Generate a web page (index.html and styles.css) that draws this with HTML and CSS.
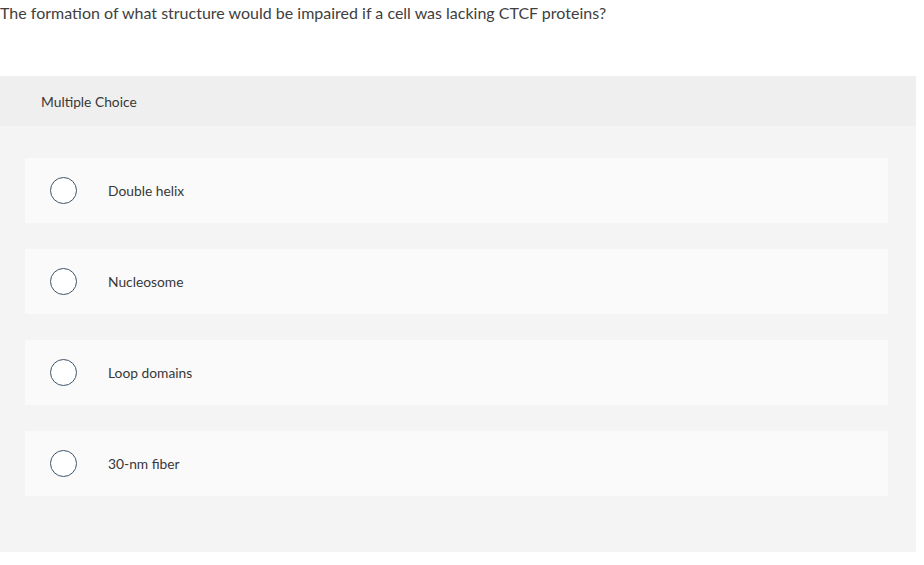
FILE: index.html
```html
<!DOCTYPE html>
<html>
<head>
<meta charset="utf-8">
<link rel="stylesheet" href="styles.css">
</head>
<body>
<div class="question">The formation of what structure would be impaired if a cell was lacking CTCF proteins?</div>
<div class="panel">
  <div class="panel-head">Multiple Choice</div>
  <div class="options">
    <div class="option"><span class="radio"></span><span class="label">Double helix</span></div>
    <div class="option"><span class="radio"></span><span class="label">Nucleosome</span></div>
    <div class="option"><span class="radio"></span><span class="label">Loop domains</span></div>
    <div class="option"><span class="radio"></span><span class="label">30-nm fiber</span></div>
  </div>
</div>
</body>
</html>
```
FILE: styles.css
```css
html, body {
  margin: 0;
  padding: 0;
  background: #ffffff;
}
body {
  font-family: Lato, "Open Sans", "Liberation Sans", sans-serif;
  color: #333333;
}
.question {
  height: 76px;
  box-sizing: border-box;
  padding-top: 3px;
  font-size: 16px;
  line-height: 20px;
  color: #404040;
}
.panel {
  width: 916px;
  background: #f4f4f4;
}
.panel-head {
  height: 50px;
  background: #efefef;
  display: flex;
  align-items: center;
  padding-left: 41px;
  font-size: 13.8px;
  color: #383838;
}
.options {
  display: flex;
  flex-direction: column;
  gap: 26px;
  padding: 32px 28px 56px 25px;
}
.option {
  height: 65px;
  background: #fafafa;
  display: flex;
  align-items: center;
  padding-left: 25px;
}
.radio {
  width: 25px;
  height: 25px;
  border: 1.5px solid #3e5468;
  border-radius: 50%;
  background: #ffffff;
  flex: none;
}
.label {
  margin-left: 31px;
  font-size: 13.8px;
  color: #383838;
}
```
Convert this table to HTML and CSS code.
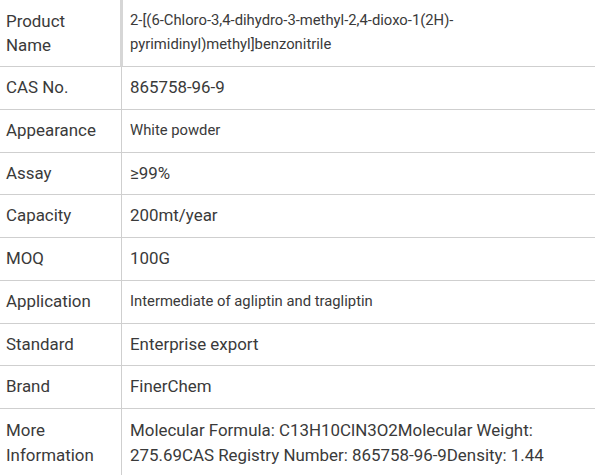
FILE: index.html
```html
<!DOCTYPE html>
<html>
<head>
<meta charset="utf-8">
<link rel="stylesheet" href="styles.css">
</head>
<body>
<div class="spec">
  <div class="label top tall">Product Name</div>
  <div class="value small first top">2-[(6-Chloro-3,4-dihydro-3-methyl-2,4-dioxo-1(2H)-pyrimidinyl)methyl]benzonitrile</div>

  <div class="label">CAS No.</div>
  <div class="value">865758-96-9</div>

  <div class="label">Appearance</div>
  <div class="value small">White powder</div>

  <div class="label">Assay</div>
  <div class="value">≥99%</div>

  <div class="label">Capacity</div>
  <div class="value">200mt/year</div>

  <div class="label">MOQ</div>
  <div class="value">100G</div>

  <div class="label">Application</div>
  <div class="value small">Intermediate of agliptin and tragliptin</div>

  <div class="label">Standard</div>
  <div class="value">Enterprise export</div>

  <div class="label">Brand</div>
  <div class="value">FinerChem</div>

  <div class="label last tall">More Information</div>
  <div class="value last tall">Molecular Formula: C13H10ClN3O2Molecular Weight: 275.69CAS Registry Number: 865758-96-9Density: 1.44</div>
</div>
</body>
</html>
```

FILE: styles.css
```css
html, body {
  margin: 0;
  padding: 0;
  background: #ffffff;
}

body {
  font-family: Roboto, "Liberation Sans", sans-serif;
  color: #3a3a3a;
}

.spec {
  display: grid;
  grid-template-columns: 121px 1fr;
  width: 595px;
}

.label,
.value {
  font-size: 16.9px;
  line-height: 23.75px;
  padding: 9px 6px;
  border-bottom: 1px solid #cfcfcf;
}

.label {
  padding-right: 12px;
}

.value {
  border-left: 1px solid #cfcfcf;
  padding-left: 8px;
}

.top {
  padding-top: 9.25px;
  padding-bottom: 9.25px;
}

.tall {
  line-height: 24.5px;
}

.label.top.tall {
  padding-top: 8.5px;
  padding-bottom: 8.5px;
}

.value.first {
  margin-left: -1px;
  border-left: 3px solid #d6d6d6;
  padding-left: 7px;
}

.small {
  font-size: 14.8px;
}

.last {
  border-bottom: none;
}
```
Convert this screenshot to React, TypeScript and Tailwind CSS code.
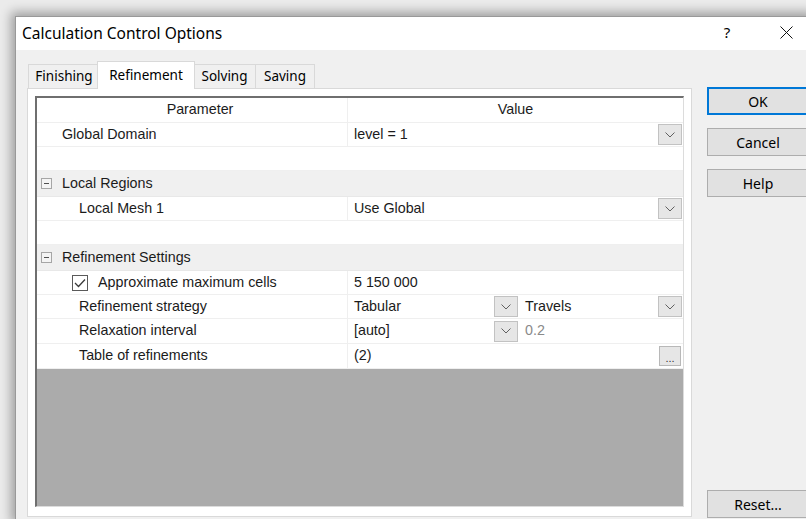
________________________
◆ What this task involves ◆
Print the complete listing exactly, apart from any pictures.

◆ Written answer ◆
Generate a web page (index.html and styles.css) that draws this with HTML and CSS.
FILE: index.html
```html
<!DOCTYPE html>
<html>
<head>
<meta charset="utf-8">
<link rel="stylesheet" href="styles.css">
</head>
<body>
<div class="question">The formation of what structure would be impaired if a cell was lacking CTCF proteins?</div>
<div class="panel">
  <div class="panel-head">Multiple Choice</div>
  <div class="options">
    <div class="option"><span class="radio"></span><span class="label">Double helix</span></div>
    <div class="option"><span class="radio"></span><span class="label">Nucleosome</span></div>
    <div class="option"><span class="radio"></span><span class="label">Loop domains</span></div>
    <div class="option"><span class="radio"></span><span class="label">30-nm fiber</span></div>
  </div>
</div>
</body>
</html>
```
FILE: styles.css
```css
html, body {
  margin: 0;
  padding: 0;
  background: #ffffff;
}
body {
  font-family: Lato, "Open Sans", "Liberation Sans", sans-serif;
  color: #333333;
}
.question {
  height: 76px;
  box-sizing: border-box;
  padding-top: 3px;
  font-size: 16px;
  line-height: 20px;
  color: #404040;
}
.panel {
  width: 916px;
  background: #f4f4f4;
}
.panel-head {
  height: 50px;
  background: #efefef;
  display: flex;
  align-items: center;
  padding-left: 41px;
  font-size: 13.8px;
  color: #383838;
}
.options {
  display: flex;
  flex-direction: column;
  gap: 26px;
  padding: 32px 28px 56px 25px;
}
.option {
  height: 65px;
  background: #fafafa;
  display: flex;
  align-items: center;
  padding-left: 25px;
}
.radio {
  width: 25px;
  height: 25px;
  border: 1.5px solid #3e5468;
  border-radius: 50%;
  background: #ffffff;
  flex: none;
}
.label {
  margin-left: 31px;
  font-size: 13.8px;
  color: #383838;
}
```
Convert this table to HTML and CSS code.
FILE: index.html
```html
<!DOCTYPE html>
<html>
<head>
<meta charset="utf-8">
<link rel="stylesheet" href="styles.css">
</head>
<body>
<div class="spec">
  <div class="label top tall">Product Name</div>
  <div class="value small first top">2-[(6-Chloro-3,4-dihydro-3-methyl-2,4-dioxo-1(2H)-pyrimidinyl)methyl]benzonitrile</div>

  <div class="label">CAS No.</div>
  <div class="value">865758-96-9</div>

  <div class="label">Appearance</div>
  <div class="value small">White powder</div>

  <div class="label">Assay</div>
  <div class="value">≥99%</div>

  <div class="label">Capacity</div>
  <div class="value">200mt/year</div>

  <div class="label">MOQ</div>
  <div class="value">100G</div>

  <div class="label">Application</div>
  <div class="value small">Intermediate of agliptin and tragliptin</div>

  <div class="label">Standard</div>
  <div class="value">Enterprise export</div>

  <div class="label">Brand</div>
  <div class="value">FinerChem</div>

  <div class="label last tall">More Information</div>
  <div class="value last tall">Molecular Formula: C13H10ClN3O2Molecular Weight: 275.69CAS Registry Number: 865758-96-9Density: 1.44</div>
</div>
</body>
</html>
```

FILE: styles.css
```css
html, body {
  margin: 0;
  padding: 0;
  background: #ffffff;
}

body {
  font-family: Roboto, "Liberation Sans", sans-serif;
  color: #3a3a3a;
}

.spec {
  display: grid;
  grid-template-columns: 121px 1fr;
  width: 595px;
}

.label,
.value {
  font-size: 16.9px;
  line-height: 23.75px;
  padding: 9px 6px;
  border-bottom: 1px solid #cfcfcf;
}

.label {
  padding-right: 12px;
}

.value {
  border-left: 1px solid #cfcfcf;
  padding-left: 8px;
}

.top {
  padding-top: 9.25px;
  padding-bottom: 9.25px;
}

.tall {
  line-height: 24.5px;
}

.label.top.tall {
  padding-top: 8.5px;
  padding-bottom: 8.5px;
}

.value.first {
  margin-left: -1px;
  border-left: 3px solid #d6d6d6;
  padding-left: 7px;
}

.small {
  font-size: 14.8px;
}

.last {
  border-bottom: none;
}
```
Convert this screenshot to React, TypeScript and Tailwind CSS code.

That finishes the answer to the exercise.